What you have to do
Pick out every line holding the string "index" and copy it.

Interface markup and scripts:
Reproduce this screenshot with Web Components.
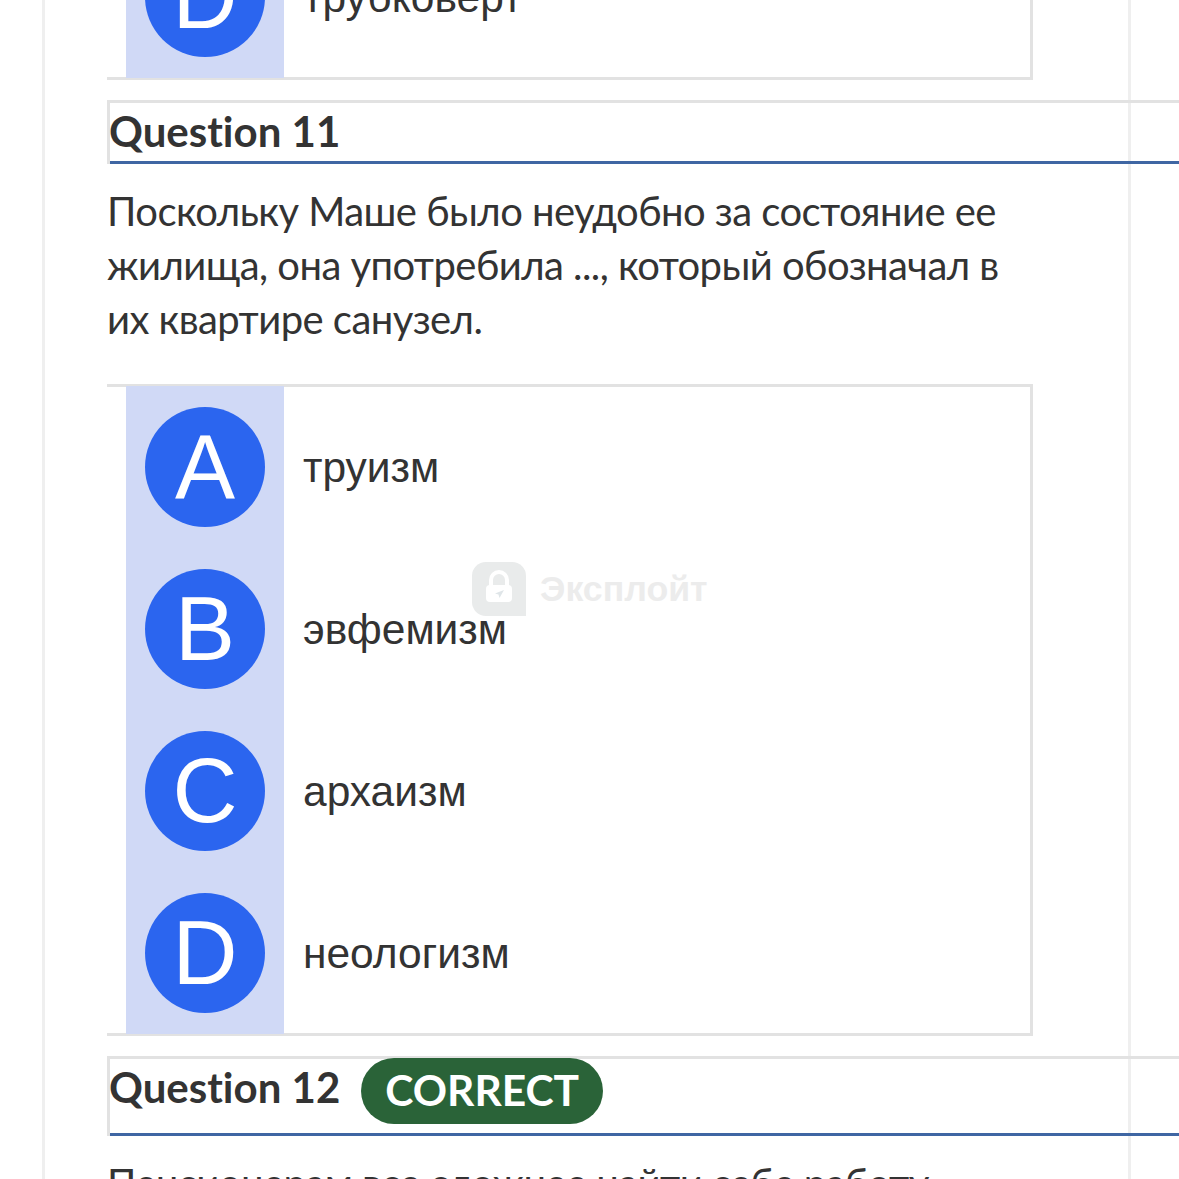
<!DOCTYPE html>
<html lang="ru">
<head>
<meta charset="utf-8">
<title>Quiz</title>
<style>
  html, body { margin: 0; height: 100%; overflow: hidden; background: #fff; }
</style>
</head>
<body>
<quiz-page>
  <quiz-options cut>
    <quiz-option letter="D">трубковерт</quiz-option>
  </quiz-options>
  <quiz-head>Question 11</quiz-head>
  <quiz-text>Поскольку Маше было неудобно за состояние ее жилища, она употребила ..., который обозначал в их квартире санузел.</quiz-text>
  <quiz-options>
    <quiz-option letter="A">труизм</quiz-option>
    <quiz-option letter="B">эвфемизм</quiz-option>
    <quiz-option letter="C">архаизм</quiz-option>
    <quiz-option letter="D">неологизм</quiz-option>
  </quiz-options>
  <quiz-head status="CORRECT">Question 12</quiz-head>
  <quiz-text>Пенсионерам все сложнее найти себе работу</quiz-text>
</quiz-page>
<quiz-watermark></quiz-watermark>

<script>
  // Small helper, every element gets an open shadow root with its own styles.
  const define = (name, html, setup) => {
    const template = document.createElement('template')
    template.innerHTML = html
    customElements.define(name, class extends HTMLElement {
      constructor() {
        super()
        this.attachShadow({ mode: 'open' }).appendChild(template.content.cloneNode(true))
      }

      connectedCallback() {
        if (setup) setup(this)
      }
    })
  }

  define('quiz-page', `
    <style>
      :host {
        display: block;
        box-sizing: border-box;
        width: 1089px;
        height: 1400px;
        margin: -84px 0 0 42px;
        padding-left: 62px;
        border-left: 3px solid #efefef;
        border-right: 3px solid #efefef;
      }
    </style>
    <slot></slot>
  `)

  define('quiz-options', `
    <style>
      :host {
        display: block;
        box-sizing: border-box;
        width: 926px;
        padding-left: 16px;
        border: 3px solid #e2e2e2;
        border-left: 0;
      }
      :host([cut]) { border-top: 0; }
      .list { display: flex; flex-direction: column; margin: -1px 0; padding-left: 3px; }
    </style>
    <div class="list"><slot></slot></div>
  `)

  define('quiz-option', `
    <style>
      :host { display: flex; align-items: center; height: 162px; }
      .col {
        flex: none;
        display: flex;
        align-items: center;
        justify-content: center;
        width: 158px;
        height: 100%;
        background: #d0d9f6;
      }
      .circle {
        display: flex;
        align-items: center;
        justify-content: center;
        width: 120px;
        height: 120px;
        border-radius: 50%;
        background: #2b65ef;
        color: #fff;
        font: 90px "Liberation Sans", Arial, sans-serif;
      }
      .label {
        margin-left: 19px;
        padding-top: 2px;
        color: #333;
        font: 42.5px "Liberation Sans", Arial, sans-serif;
      }
    </style>
    <div class="col"><div class="circle"></div></div>
    <div class="label"><slot></slot></div>
  `, (el) => {
    el.shadowRoot.querySelector('.circle').textContent = el.getAttribute('letter')
  })

  define('quiz-head', `
    <style>
      :host {
        display: block;
        box-sizing: border-box;
        width: 1100px;
        margin-top: 20px;
        border-top: 3px solid #e2e2e2;
        border-left: 3px solid #e2e2e2;
        color: #333;
        font: 700 42px Lato, sans-serif;
        font-variant-ligatures: none;
      }
      .row {
        display: flex;
        align-items: flex-start;
        border-bottom: 3px solid #3f66a3;
        line-height: 56px;
        min-height: 58px;
      }
      .title { margin-left: -1px; }
      .pill {
        display: none;
        margin: -1px 0 9px 21px;
        padding: 0 24px;
        height: 66px;
        line-height: 64px;
        border-radius: 33px;
        background: #2a6338;
        color: #fff;
        font-size: 42.5px;
      }
      :host([status]) .pill { display: block; }
    </style>
    <div class="row"><span class="title"><slot></slot></span><span class="pill"></span></div>
  `, (el) => {
    el.shadowRoot.querySelector('.pill').textContent = el.getAttribute('status')
  })

  define('quiz-text', `
    <style>
      :host {
        display: block;
        width: 900px;
        margin: 20px 0 38px;
        color: #333;
        font: 40px/54px Lato, "Liberation Sans", sans-serif;
        letter-spacing: -0.55px;
      }
    </style>
    <slot></slot>
  `)

  define('quiz-watermark', `
    <style>
      :host {
        position: absolute;
        left: 472px;
        top: 562px;
        display: flex;
        align-items: center;
        gap: 14px;
        color: #ececec;
        font: 700 35.7px "Liberation Sans", Arial, sans-serif;
      }
      svg { display: block; }
    </style>
    <svg width="54" height="54" viewBox="0 0 54 54">
      <path d="M14 0H40A14 14 0 0 1 54 14V54H14A14 14 0 0 1 0 40V14A14 14 0 0 1 14 0Z" fill="#e9ebeb"/>
      <path d="M19 24V18A8 8 0 0 1 35 18V24" fill="none" stroke="#fff" stroke-width="4"/>
      <rect x="14" y="23" width="26" height="17" rx="4" fill="#fff"/>
      <path d="M32 28L23 31.500L26.500 32.500L27.500 36Z" fill="#dfe5e8"/>
    </svg>
    <span>Эксплойт</span>
  `)
</script>
</body>
</html>
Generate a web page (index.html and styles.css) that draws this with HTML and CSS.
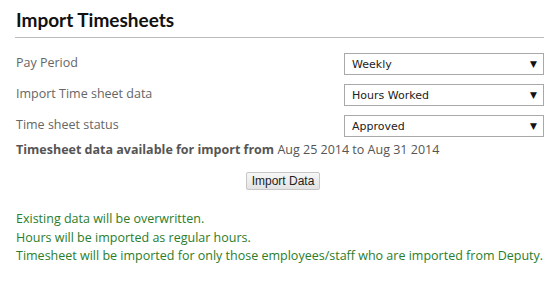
FILE: index.html
```html
<!DOCTYPE html>
<html>
<head>
<meta charset="utf-8">
<link rel="stylesheet" href="styles.css">
</head>
<body>
<div class="page">
  <h1 class="title">Import Timesheets</h1>
  <div class="form">
    <div class="row">
      <span class="label">Pay Period</span>
      <div class="select"><span>Weekly</span><span class="arrow">&#9660;</span></div>
    </div>
    <div class="row">
      <span class="label">Import Time sheet data</span>
      <div class="select"><span>Hours Worked</span><span class="arrow">&#9660;</span></div>
    </div>
    <div class="row">
      <span class="label">Time sheet status</span>
      <div class="select"><span>Approved</span><span class="arrow">&#9660;</span></div>
    </div>
  </div>
  <p class="avail"><b>Timesheet data available for import from</b> Aug 25 2014 to Aug 31 2014</p>
  <div class="actions"><button class="btn">Import Data</button></div>
  <div class="notes">
    <p>Existing data will be overwritten.</p>
    <p>Hours will be imported as regular hours.</p>
    <p>Timesheet will be imported for only those employees/staff who are imported from Deputy.</p>
  </div>
</div>
</body>
</html>
```
FILE: styles.css
```css
html, body { margin: 0; padding: 0; background: #fff; }
body { font-family: "Open Sans", "Noto Sans", sans-serif; color: #666; }
.page { padding: 8px 13px 0 15px; width: 529px; }
.title {
  margin: 0;
  padding: 0 0 5px 1px;
  font-family: "Lato", "Open Sans", sans-serif;
  font-size: 19px;
  font-weight: 700;
  color: #111;
  line-height: 24px;
  border-bottom: 1px solid #bbb;
}
.form { padding-top: 15px; display: flex; flex-direction: column; gap: 9px; }
.row { display: flex; justify-content: space-between; align-items: center; height: 22px; padding-left: 1px; }
.label { font-size: 12.5px; color: #666; position: relative; top: -2px; }
.select {
  box-sizing: border-box;
  width: 200px; height: 22px;
  border: 1px solid #a9a9a9;
  display: flex; justify-content: space-between; align-items: center;
  padding: 0 6px 0 7px;
  font-family: "DejaVu Sans", Verdana, sans-serif;
  font-size: 11px; color: #222;
}
.arrow { font-size: 9px; color: #111; }
.avail { margin: 4px 0 0 1px; font-size: 12.5px; color: #555; }
.avail b { color: #555; }
.actions { display: flex; justify-content: center; margin-top: 14px; padding-left: 7px; }
.btn {
  font-family: "Liberation Sans", Arial, sans-serif;
  font-size: 12px; color: #222;
  height: 18px; padding: 0 5px;
  border: 1px solid #c6c6c6; border-radius: 2px;
  background: linear-gradient(#f7f7f7, #e3e3e3);
}
.notes { margin-top: 20px; padding-left: 1px; color: #2a7d2a; font-size: 12.5px; }
.notes p { margin: 0; line-height: 18.5px; }
```
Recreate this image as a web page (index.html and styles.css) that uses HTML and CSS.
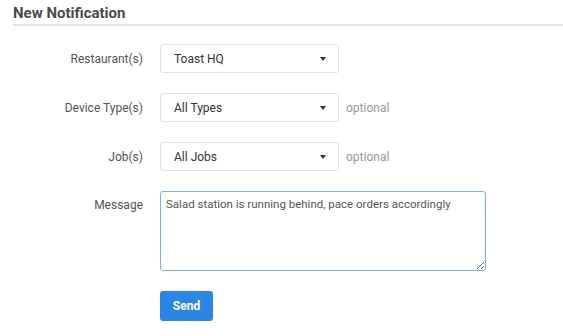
FILE: index.html
```html
<!DOCTYPE html>
<html lang="en">
<head>
    <meta charset="UTF-8">
    <meta name="viewport" content="width=device-width, initial-scale=1.0">
    <title>New Notification</title>
    <link rel="stylesheet" href="styles.css">
</head>
<body>
    <div class="container">
        <h1>New Notification</h1>

        <div class="form">
            <div class="row">
                <label class="label">Restaurant(s)</label>
                <div class="select">
                    <span>Toast HQ</span>
                    <span class="caret"></span>
                </div>
            </div>

            <div class="row">
                <label class="label">Device Type(s)</label>
                <div class="select">
                    <span>All Types</span>
                    <span class="caret"></span>
                </div>
                <span class="hint">optional</span>
            </div>

            <div class="row">
                <label class="label">Job(s)</label>
                <div class="select">
                    <span>All Jobs</span>
                    <span class="caret"></span>
                </div>
                <span class="hint">optional</span>
            </div>

            <div class="row row-top">
                <label class="label label-top" for="message">Message</label>
                <textarea id="message" class="message">Salad station is running behind, pace orders accordingly</textarea>
            </div>

            <div class="row">
                <span class="label"></span>
                <button>Send</button>
            </div>
        </div>
    </div>
</body>
</html>
```

FILE: styles.css
```css
body {
    font-family: Roboto, "Liberation Sans", Arial, sans-serif;
    margin: 0;
    background-color: white;
    color: #333;
}
.container {
    padding: 0 0 0 13px;
}
h1 {
    font-size: 15px;
    font-weight: bold;
    color: #4a4a4a;
    margin: 0;
    padding: 4px 0 2px 0;
    border-bottom: 2px solid #e3e3e6;
}
.form {
    display: flex;
    flex-direction: column;
    gap: 20px;
    padding-top: 18px;
}
.row {
    display: flex;
    align-items: center;
    gap: 17px;
}
.row-top {
    align-items: flex-start;
}
.label {
    width: 130px;
    text-align: right;
    font-size: 12px;
    color: #555;
}
.label-top {
    padding-top: 7px;
}
.select {
    box-sizing: border-box;
    width: 179px;
    height: 29px;
    display: flex;
    align-items: center;
    justify-content: space-between;
    padding: 0 12px 0 13px;
    border: 1px solid #e2e2e2;
    border-radius: 3px;
    font-size: 12px;
    color: #333;
}
.caret {
    width: 0;
    height: 0;
    border-left: 3.5px solid transparent;
    border-right: 3.5px solid transparent;
    border-top: 4px solid #333;
}
.hint {
    margin-left: -10px;
    font-size: 12px;
    color: #999;
}
.message {
    box-sizing: border-box;
    width: 326px;
    height: 80px;
    padding: 5px 5px;
    border: 1px solid #7aaeea;
    border-radius: 3px;
    font-family: Roboto, "Liberation Sans", Arial, sans-serif;
    font-size: 11.5px;
    color: #555;
    outline: none;
    resize: vertical;
}
button {
    width: 53px;
    height: 30px;
    padding: 0;
    background-color: #2b86e3;
    color: white;
    border: none;
    border-radius: 3px;
    font-family: Roboto, "Liberation Sans", Arial, sans-serif;
    font-size: 12px;
    font-weight: bold;
    cursor: pointer;
}
```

Expected output
Generate a web page (index.html and styles.css) that draws this with HTML and CSS.
FILE: index.html
Recreate this image as a web page (index.html and styles.css) that uses HTML and CSS.
FILE: index.html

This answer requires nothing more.